BRIEF: Your output is the lines from the first one to the one containing "import React from 'react';", repeated exactly, with images left out.

---------- SOURCE EXCERPT

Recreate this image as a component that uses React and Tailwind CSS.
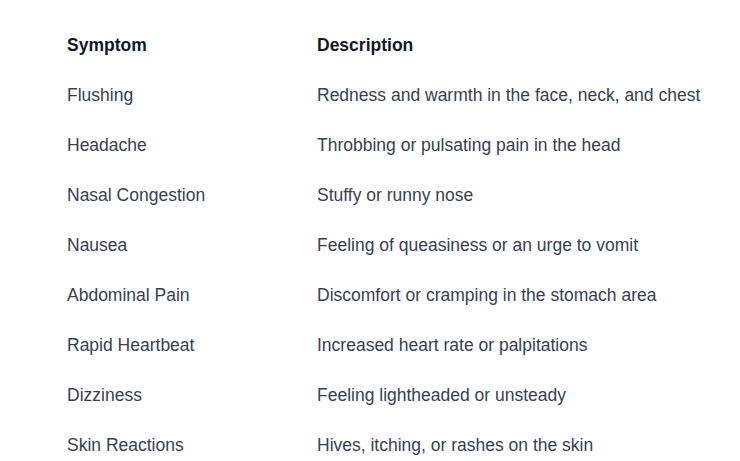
import React from 'react';

const rows = [
  { symptom: 'Flushing', description: 'Redness and warmth in the face, neck, and chest' },
  { symptom: 'Headache', description: 'Throbbing or pulsating pain in the head' },
  { symptom: 'Nasal Congestion', description: 'Stuffy or runny nose' },
  { symptom: 'Nausea', description: 'Feeling of queasiness or an urge to vomit' },
  { symptom: 'Abdominal Pain', description: 'Discomfort or cramping in the stomach area' },
  { symptom: 'Rapid Heartbeat', description: 'Increased heart rate or palpitations' },
  { symptom: 'Dizziness', description: 'Feeling lightheaded or unsteady' },
  { symptom: 'Skin Reactions', description: 'Hives, itching, or rashes on the skin' },
];

export default function App() {
  return (
    <div className="bg-white min-h-screen pl-[51px] pt-5" style={{ fontFamily: '"Liberation Sans", Arial, sans-serif' }}>
      <table className="text-left text-[17.5px] border-collapse">
        <thead>
          <tr className="h-[50px]">
            <th className="w-[250px] px-4 font-bold text-[#111827]">Symptom</th>
            <th className="px-4 font-bold text-[#111827]">Description</th>
          </tr>
        </thead>
        <tbody>
          {rows.map(row => (
            <tr key={row.symptom} className="h-[50px]">
              <td className="px-4 text-[#374151]">{row.symptom}</td>
              <td className="px-4 text-[#374151] whitespace-nowrap">{row.description}</td>
            </tr>
          ))}
        </tbody>
      </table>
    </div>
  );
}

--------------------

COMPLETED TASK:
Recreate this image as a component that uses React and Tailwind CSS.
import React from 'react';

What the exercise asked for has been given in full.